Путь к этому -- а одной из вех на этом пути служит "Сценарий" -- был долгим. В 1936 году Вальтер Беньямин писал о том, что "прогрессивная" природа кино роднит его с сюрреализмом4, однако понадобилось более полувека, чтобы это сходство стало достоянием широкого зрителя. Но по дороге кино утеряло свою "революционность" -- возможно, потому что революция уже произошла, хотя и не та, о которой думалось в 20 -- 30-е. Революций, впрочем, было две: сексуальная и психоделическая.

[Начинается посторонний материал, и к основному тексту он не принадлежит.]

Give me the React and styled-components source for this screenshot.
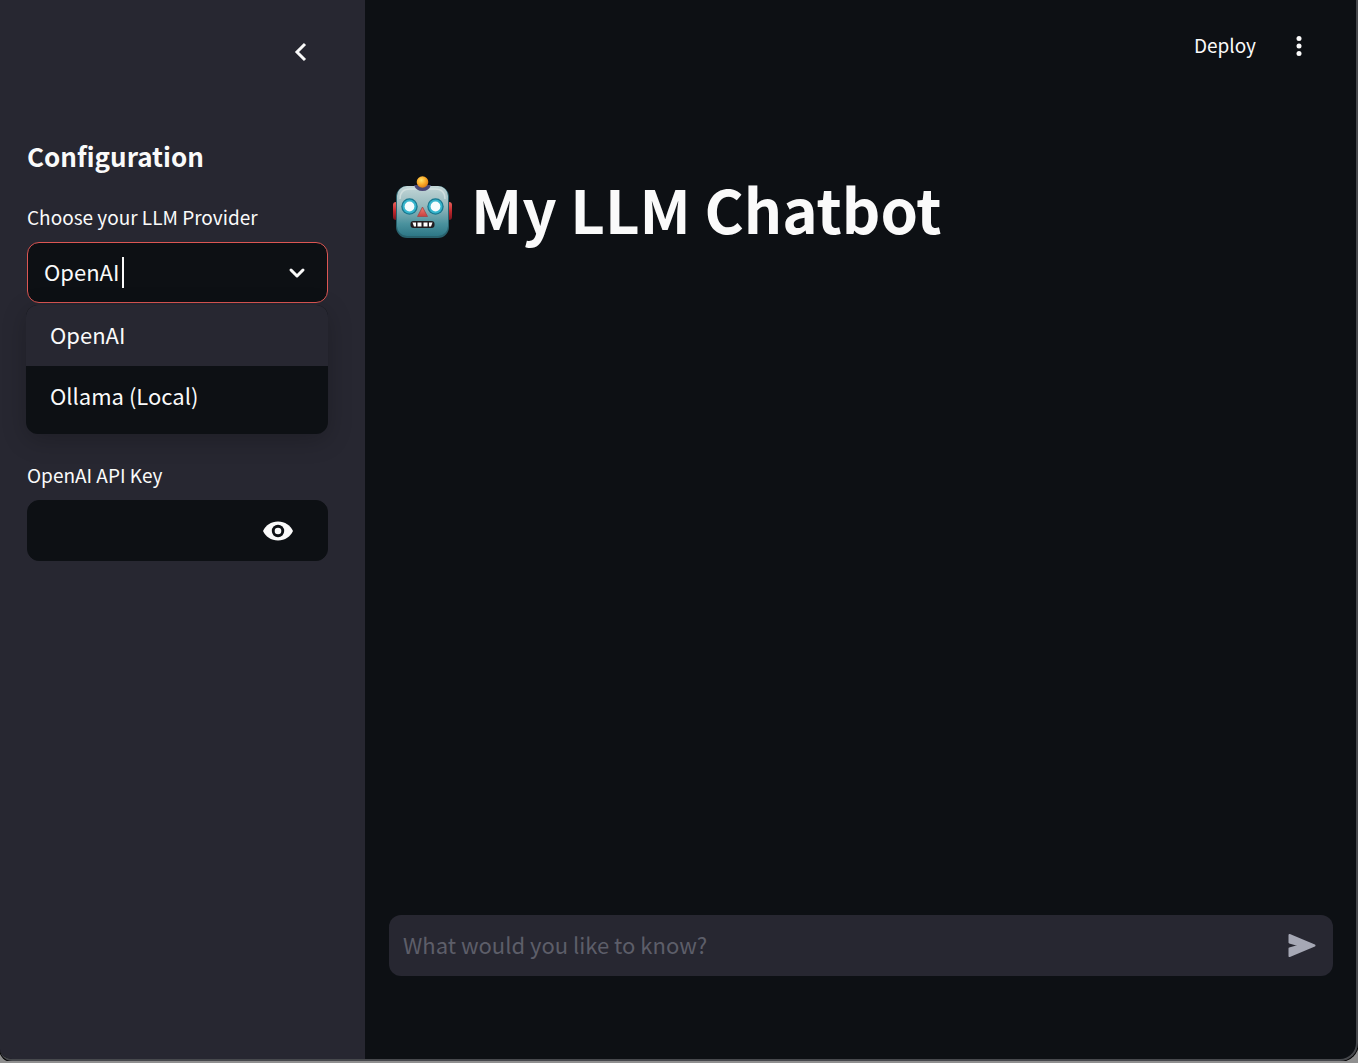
import React, { useState } from "react";
import styled, { createGlobalStyle } from "styled-components";

const ink = "#0d1014";
const panel = "#272731";
const text = "#fafafa";

const GlobalStyle = createGlobalStyle`
  *, *::before, *::after { box-sizing: border-box; }
  body {
    margin: 0;
    background: #8f8f8f;
    color: ${text};
    font-family: "Noto Sans CJK SC", "Noto Sans", sans-serif;
    overflow: hidden;
  }
  button, input { font: inherit; color: inherit; }
`;

const Frame = styled.div`
  display: flex;
  height: calc(100vh - 2px);
  border: solid #46484c;
  border-width: 0 2px 2px 0;
  border-radius: 0 0 18px 12px;
  box-shadow: 0 0 0 1px #000;
  background: ${ink};
  overflow: hidden;
`;

const Sidebar = styled.aside`
  flex: 0 0 365px;
  min-width: 0;
  padding: 32px 37px 32px 27px;
  background: ${panel};
`;

const SidebarHeader = styled.div`
  display: flex;
  justify-content: flex-end;
  padding-right: 8px;
  margin-bottom: 64px;
`;

const IconButton = styled.button`
  display: grid;
  place-items: center;
  flex: none;
  width: ${(p) => p.$size || 40}px;
  height: 40px;
  padding: 0;
  border: 0;
  background: transparent;
  cursor: pointer;
`;

const SidebarTitle = styled.h2`
  margin: 0 0 25px;
  font-size: 26px;
  line-height: 40px;
  font-weight: 700;
`;

const Field = styled.div`
  position: relative;
  margin-bottom: 156px;
`;

const Label = styled.label`
  display: block;
  margin-bottom: 9px;
  font-size: 19px;
  line-height: 32px;
`;

const Control = styled.div`
  display: flex;
  align-items: center;
  height: 61px;
  padding: 0 16px;
  border: 1px solid ${(p) => (p.$active ? "#dc5653" : ink)};
  border-radius: 12px;
  background: ${ink};
`;

const TextInput = styled.input`
  flex: 1;
  width: 100%;
  min-width: 0;
  padding: 0 0 4px;
  border: 0;
  outline: 0;
  background: transparent;
  font-size: 22px;
  line-height: 32px;
`;

const ComboInput = styled(TextInput)`
  flex: none;
  width: auto;
  field-sizing: content;
  caret-color: transparent;
`;

const Caret = styled.span`
  width: 2px;
  height: 31px;
  margin: 0 auto 0 3px;
  background: ${text};
`;

const Menu = styled.ul`
  position: absolute;
  top: 100%;
  left: -1px;
  right: 0;
  margin: 2px 0 0;
  padding: 0 0 7px;
  list-style: none;
  overflow: hidden;
  border-radius: 12px;
  background: ${ink};
  box-shadow: 0 6px 24px rgba(0, 0, 0, 0.22);
`;

const Option = styled.li`
  padding: 13px 24px 15px;
  font-size: 22px;
  line-height: 33px;
  background: ${(p) => (p.$selected ? panel : "transparent")};
  cursor: pointer;
`;

const Main = styled.main`
  display: flex;
  flex-direction: column;
  flex: 1;
  min-width: 0;
  padding: 26px 23px 83px 24px;
`;

const Toolbar = styled.header`
  display: flex;
  justify-content: flex-end;
  align-items: center;
  gap: 23px;
  padding-right: 14px;
`;

const DeployButton = styled.button`
  padding: 0 0 2px;
  border: 0;
  background: transparent;
  font-size: 19px;
  line-height: 38px;
  cursor: pointer;
`;

const Title = styled.h1`
  display: flex;
  align-items: center;
  gap: 18px;
  margin: 104px 0 0 4px;
  font-size: 60px;
  line-height: 76px;
  font-weight: 700;
`;

const ChatBar = styled.form`
  display: flex;
  align-items: center;
  height: 61px;
  margin-top: auto;
  padding: 0 11px 0 14px;
  border-radius: 12px;
  background: ${panel};
`;

const ChatInput = styled(TextInput)`
  &::placeholder { color: #5d5e69; opacity: 1; }
`;

const Robot = () => (
  <svg width="60" height="64" viewBox="0 0 60 64" role="img" aria-label="Robot">
    <defs>
      <linearGradient id="face" x1="0" y1="0" x2="0" y2="1">
        <stop offset="0" stopColor="#c3d6d7" />
        <stop offset="0.4" stopColor="#96b9bd" />
        <stop offset="0.75" stopColor="#4b929e" />
        <stop offset="1" stopColor="#2d7786" />
      </linearGradient>
      <radialGradient id="bulb" cx="0.4" cy="0.35" r="0.7">
        <stop offset="0" stopColor="#ffe36b" />
        <stop offset="0.5" stopColor="#fbad2b" />
        <stop offset="1" stopColor="#d97713" />
      </radialGradient>
      <linearGradient id="ear" x1="0" y1="0" x2="0" y2="1">
        <stop offset="0" stopColor="#e8625c" />
        <stop offset="0.5" stopColor="#c2282d" />
        <stop offset="1" stopColor="#76141d" />
      </linearGradient>
      <linearGradient id="nose" x1="0" y1="0" x2="0" y2="1">
        <stop offset="0" stopColor="#f08070" />
        <stop offset="1" stopColor="#c93f3f" />
      </linearGradient>
    </defs>
    <rect x="0" y="26" width="8" height="18" rx="3" fill="url(#ear)" />
    <rect x="51" y="26" width="8" height="18" rx="3" fill="url(#ear)" />
    <rect x="3" y="10" width="53" height="52" rx="11" fill="#28616d" />
    <rect x="4" y="10" width="51" height="50" rx="10" fill="url(#face)" />
    <path d="M7 23Q7 13 17 13H42Q52 13 52 23" fill="none" stroke="#dce7e6" strokeWidth="1.5" opacity="0.7" />
    <path d="M21 9H38Q36 15 29.500 15T21 9Z" fill="#4a4775" />
    <circle cx="29.500" cy="6" r="5.800" fill="url(#bulb)" />
    {[16.5, 42.5].map((x) => (
      <g key={x}>
        <circle cx={x} cy="30.500" r="8.200" fill="#18788f" />
        <circle cx={x} cy="30.500" r="6.900" fill="#35b4cc" />
        <circle cx={x} cy="30.500" r="4.900" fill="#f5fcfd" />
      </g>
    ))}
    <path d="M29.500 31L34.500 40.500H24.500Z" fill="url(#nose)" stroke="#9f4648" strokeWidth="0.8" strokeLinejoin="round" />
    <rect x="17.500" y="45" width="24" height="7" rx="3" fill="#211d20" />
    <path d="M19.500 46.500h3.500v4h-2zM24.500 46.500h4v4h-4zM30.500 46.500h4v4h-4zM36 46.500h3.500l-1.500 4h-2z" fill="#fff" />
  </svg>
);

const ChevronLeft = () => (
  <svg width="14" height="20" viewBox="0 0 14 20" fill="none" stroke={text} strokeWidth="3">
    <path d="M12 2L4 10L12 18" />
  </svg>
);

const ChevronDown = () => (
  <svg width="18" height="12" viewBox="0 0 18 12" fill="none" stroke={text} strokeWidth="3" strokeLinecap="round" strokeLinejoin="round">
    <path d="M3 3L9 9L15 3" />
  </svg>
);

const Eye = () => (
  <svg width="32" height="22" viewBox="0 0 32 22">
    <path d="M16 1.500C9 1.500 3.500 5.500 1 11C3.500 16.500 9 20.500 16 20.500S28.500 16.500 31 11C28.500 5.500 23 1.500 16 1.500Z" fill={text} />
    <circle cx="16" cy="11" r="6.200" fill={ink} />
    <circle cx="16" cy="11" r="3.300" fill={text} />
  </svg>
);

const Dots = () => (
  <svg width="6" height="22" viewBox="0 0 6 22" fill={text}>
    <circle cx="3" cy="3.500" r="2.500" />
    <circle cx="3" cy="11" r="2.500" />
    <circle cx="3" cy="18.500" r="2.500" />
  </svg>
);

const Send = () => (
  <svg width="28" height="25" viewBox="0 0 28 25">
    <path d="M1.500 2L26.500 12.500L1.500 23V15.500L12 12.500L1.500 9.500Z" fill="#a6a8b5" stroke="#a6a8b5" strokeWidth="2" strokeLinejoin="round" />
  </svg>
);

const providers = ["OpenAI", "Ollama (Local)"];

export default function App() {
  const [provider, setProvider] = useState("OpenAI");
  return (
    <>
      <GlobalStyle />
      <Frame>
        <Sidebar>
          <SidebarHeader>
            <IconButton type="button" aria-label="Collapse sidebar"><ChevronLeft /></IconButton>
          </SidebarHeader>
          <SidebarTitle>Configuration</SidebarTitle>
          <Field>
            <Label htmlFor="provider">Choose your LLM Provider</Label>
            <Control $active>
              <ComboInput
                id="provider"
                role="combobox"
                aria-expanded="true"
                aria-controls="providers"
                value={provider}
                onChange={(e) => setProvider(e.target.value)}
              />
              <Caret />
              <IconButton type="button" $size={28} aria-label="Toggle providers"><ChevronDown /></IconButton>
            </Control>
            <Menu id="providers" role="listbox">
              {providers.map((name) => (
                <Option key={name} role="option" aria-selected={name === provider} $selected={name === provider} onClick={() => setProvider(name)}>
                  {name}
                </Option>
              ))}
            </Menu>
          </Field>
          <Label htmlFor="api-key">OpenAI API Key</Label>
          <Control>
            <TextInput id="api-key" type="password" />
            <IconButton type="button" $size={66} aria-label="Show key"><Eye /></IconButton>
          </Control>
        </Sidebar>
        <Main>
          <Toolbar>
            <DeployButton type="button">Deploy</DeployButton>
            <IconButton type="button" aria-label="Main menu"><Dots /></IconButton>
          </Toolbar>
          <Title><Robot />My LLM Chatbot</Title>
          <ChatBar onSubmit={(e) => e.preventDefault()}>
            <ChatInput type="text" aria-label="Message" placeholder="What would you like to know?" />
            <IconButton type="submit" aria-label="Send"><Send /></IconButton>
          </ChatBar>
        </Main>
      </Frame>
    </>
  );
}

В соответствии с буквой (но не духом) Троцкого они оказались перманентными, и сегодняшняя молодежь переживает их на новом витке, через тридцать лет после Вудстока и через шестьдесят после Миллера и Нин, название первой книги которой -- The House of Incest -- звучит как название композиции в стиле acid house.
1 Подробнее см.: Миллер Г. "Золотой век". -- "Киноведческие записки", 1995, N.24, c. 17 - 26.
2 Мне неизвестно какое-либо исследование о непосредственном влиянии Батая на кино. Бунюэль пишет, что тот заинтересовался "Андалузским псом", услышав про сцену с разрезанием глаза бритвой, но быстро охладел. С другой стороны в "Империи чувств" Осимы очевидны едва ли не сюжетные заимствования из "Истории глаза": то же яйцо в вагине, удушение при половом акте и многое другое.
3 Разумеется, не имеет смысла говорить о прямом влиянии "Сценария" на "Голый завтрак" Берроуза -- судя по всему, у обоих произведений был единый вдохновитель: опий и его производные.
4 Эхо идей Беньямина чувствуется в упомянутом выше эссе Миллера. Кроме того, Беньямин был одно время достаточно близок с Батаем. Что поделать, Париж тесен.